[start of Data excerpt]

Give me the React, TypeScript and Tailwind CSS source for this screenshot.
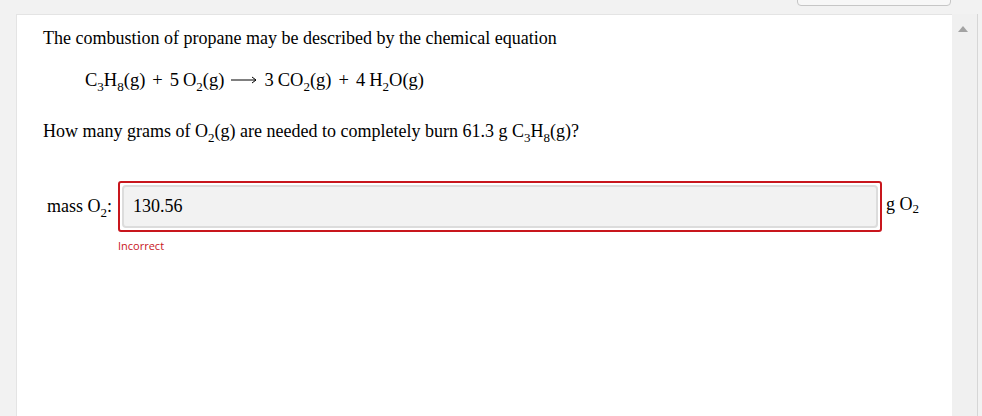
import React from "react";

function Sub({ children }: { children: React.ReactNode }) {
  return <span className="align-[-5px] text-[13px] leading-none">{children}</span>;
}

function Op({ children }: { children: React.ReactNode }) {
  return <span className="mx-[7px]">{children}</span>;
}

function LongArrow() {
  return (
    <svg className="mx-[7px] inline-block align-[1px]" width="26" height="10" viewBox="0 0 26 10" fill="none" stroke="#000" strokeWidth="1">
      <path d="M0 5h25" />
      <path d="M21 2l4 3-4 3" />
    </svg>
  );
}

export default function App() {
  return (
    <div className="relative flex h-[416px] w-[982px] overflow-hidden bg-[#f2f2f2] font-['Liberation_Serif',serif] text-[#000]">
      <div className="absolute left-[797px] top-[-4px] h-[10px] w-[154px] rounded-b-[4px] border border-[#c6c6c6] bg-[#f7f7f7]" />

      <div className="flex flex-1 pl-[16px] pt-[14px]">
        <main className="w-[936px] border-l border-t border-[#e4e4e4] bg-white pl-[26px] pt-[11px]">
          <p className="text-[18px] leading-[24px]">The combustion of propane may be described by the chemical equation</p>

          <div className="mt-[18px] pl-[42px] text-[18.5px] leading-[24px]">
            C<Sub>3</Sub>H<Sub>8</Sub>(g)
            <Op>+</Op>5<span className="ml-[4px]">O</span>
            <Sub>2</Sub>(g)
            <LongArrow />
            3<span className="ml-[4px]">CO</span>
            <Sub>2</Sub>(g)
            <Op>+</Op>4<span className="ml-[4px]">H</span>
            <Sub>2</Sub>O(g)
          </div>

          <p className="mt-[26px] text-[18px] leading-[24px]">
            How many grams of O<Sub>2</Sub>(g) are needed to completely burn 61.3 g C<Sub>3</Sub>H<Sub>8</Sub>(g)?
          </p>

          <div className="mt-[37px] flex items-center">
            <label className="w-[75px] shrink-0 pl-[4px] text-[18px] leading-[24px]">
              mass O<Sub>2</Sub>:
            </label>
            <div className="w-[764px] rounded-[3px] border-2 border-[#c8161d] p-[2px]">
              <div className="flex h-[43px] items-center rounded-[4px] border-2 border-[#dcdcdc] bg-[#f2f2f2] pl-[9px] text-[18px]">
                130.56
              </div>
            </div>
            <span className="ml-[4px] text-[18px] leading-[24px]">
              g O<span className="align-[-3px] text-[13px]">2</span>
            </span>
          </div>
          <p className="ml-[75px] mt-[6px] font-['Open_Sans',sans-serif] text-[11px] leading-[16px] text-[#c8161d]">Incorrect</p>
        </main>

        <aside className="flex w-[26px] border-r border-[#d6d6d6] bg-[#f0f0f0] pl-[6px] pt-[12px]">
          <div className="h-0 w-0 border-x-[5px] border-b-[6px] border-x-transparent border-b-[#a3a3a3]" />
        </aside>
      </div>
    </div>
  );
}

[end of Data excerpt]

» Task requirements
Copy out every line of the material above exactly, skipping the pictures.

» Exercise output
Give me the React, TypeScript and Tailwind CSS source for this screenshot.
import React from "react";

function Sub({ children }: { children: React.ReactNode }) {
  return <span className="align-[-5px] text-[13px] leading-none">{children}</span>;
}

function Op({ children }: { children: React.ReactNode }) {
  return <span className="mx-[7px]">{children}</span>;
}

function LongArrow() {
  return (
    <svg className="mx-[7px] inline-block align-[1px]" width="26" height="10" viewBox="0 0 26 10" fill="none" stroke="#000" strokeWidth="1">
      <path d="M0 5h25" />
      <path d="M21 2l4 3-4 3" />
    </svg>
  );
}

export default function App() {
  return (
    <div className="relative flex h-[416px] w-[982px] overflow-hidden bg-[#f2f2f2] font-['Liberation_Serif',serif] text-[#000]">
      <div className="absolute left-[797px] top-[-4px] h-[10px] w-[154px] rounded-b-[4px] border border-[#c6c6c6] bg-[#f7f7f7]" />

      <div className="flex flex-1 pl-[16px] pt-[14px]">
        <main className="w-[936px] border-l border-t border-[#e4e4e4] bg-white pl-[26px] pt-[11px]">
          <p className="text-[18px] leading-[24px]">The combustion of propane may be described by the chemical equation</p>

          <div className="mt-[18px] pl-[42px] text-[18.5px] leading-[24px]">
            C<Sub>3</Sub>H<Sub>8</Sub>(g)
            <Op>+</Op>5<span className="ml-[4px]">O</span>
            <Sub>2</Sub>(g)
            <LongArrow />
            3<span className="ml-[4px]">CO</span>
            <Sub>2</Sub>(g)
            <Op>+</Op>4<span className="ml-[4px]">H</span>
            <Sub>2</Sub>O(g)
          </div>

          <p className="mt-[26px] text-[18px] leading-[24px]">
            How many grams of O<Sub>2</Sub>(g) are needed to completely burn 61.3 g C<Sub>3</Sub>H<Sub>8</Sub>(g)?
          </p>

          <div className="mt-[37px] flex items-center">
            <label className="w-[75px] shrink-0 pl-[4px] text-[18px] leading-[24px]">
              mass O<Sub>2</Sub>:
            </label>
            <div className="w-[764px] rounded-[3px] border-2 border-[#c8161d] p-[2px]">
              <div className="flex h-[43px] items-center rounded-[4px] border-2 border-[#dcdcdc] bg-[#f2f2f2] pl-[9px] text-[18px]">
                130.56
              </div>
            </div>
            <span className="ml-[4px] text-[18px] leading-[24px]">
              g O<span className="align-[-3px] text-[13px]">2</span>
            </span>
          </div>
          <p className="ml-[75px] mt-[6px] font-['Open_Sans',sans-serif] text-[11px] leading-[16px] text-[#c8161d]">Incorrect</p>
        </main>

        <aside className="flex w-[26px] border-r border-[#d6d6d6] bg-[#f0f0f0] pl-[6px] pt-[12px]">
          <div className="h-0 w-0 border-x-[5px] border-b-[6px] border-x-transparent border-b-[#a3a3a3]" />
        </aside>
      </div>
    </div>
  );
}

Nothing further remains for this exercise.